I suppose it’s no surprise that Utah politics mirror those at the national level. A lot of posturing and hot air to cover up the fact that our elected officials aren’t really doing anything to govern. Instead, they’re doing everything to protect their own interests and make things easier on themselves, their families and their friends.
Case in point from the 2011 Utah legislative session: healthcare for legislators. Utah legislators serve part time. During the year they meet for a 45 day scheduled session, as well as several special sessions during the rest of the year. When away from session they still have to deal with constituents, meetings, etc.
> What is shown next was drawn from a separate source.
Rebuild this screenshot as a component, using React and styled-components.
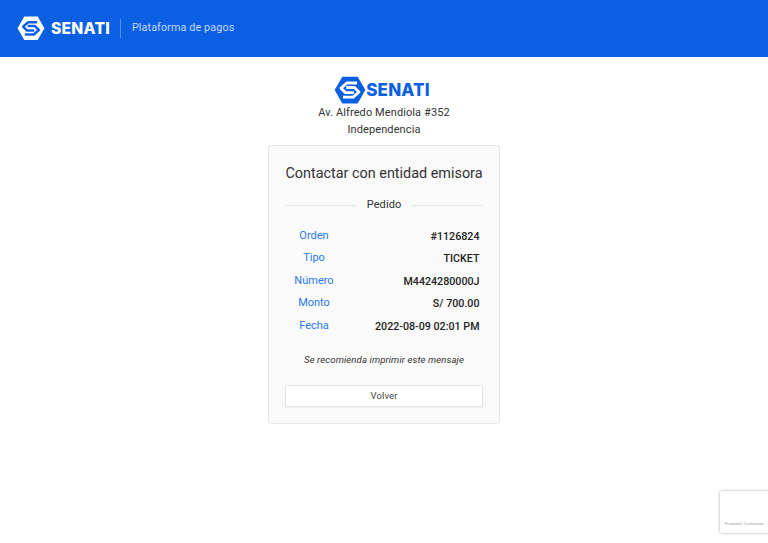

I don’t know how much time our legislators actually spend working on the peoples’ business, but I’m going to be generous and say it’s 1040 hours per year, which is what a half time worker spends on the job. For their service, representatives and senators are paid between $15,000 and $35,000, which includes a per diem during sessions, as well as taxpayer funded healthcare. After 10 years of service (5 terms for representatives and 2.5 terms for senators) legislators and their spouses (excluding partners of GLBT legislators) receive taxpayer funded healthcare for life. Yes, you read that correctly; after 10 years of part time service, these folks and their husbands/wives get free healthcare for life.
Contrast that to workers in the state liquor agency stores who can make as little as $18,000 working full time (most work part time and make much less) and need to complete 30 years of service to secure healthcare benefits in retirement and it becomes clear who our elected officials are looking out for.
Representative John Dougall, R-Highland took issue with this perk (or is it pork) when he included provisions in HB 331 to end 100% taxpayer funded healthcare for legislators. The bill proposed that legislators who retire before 2013 would receive the benefit; legislators retiring after 2013 would not. The bill passed committee and passed a vote on the House floor; however, it didn’t make it out of committee in the Senate and died. This “just for show” vote on the House floor should be a wake up call to all voters in Utah.
It’s clear our legislators are protecting their own interests while they ignore the needs of the “commoners” in our state by adding to the unemployment rolls and refusing federal unemployment extension funds in order to “motivate people to get back to work.”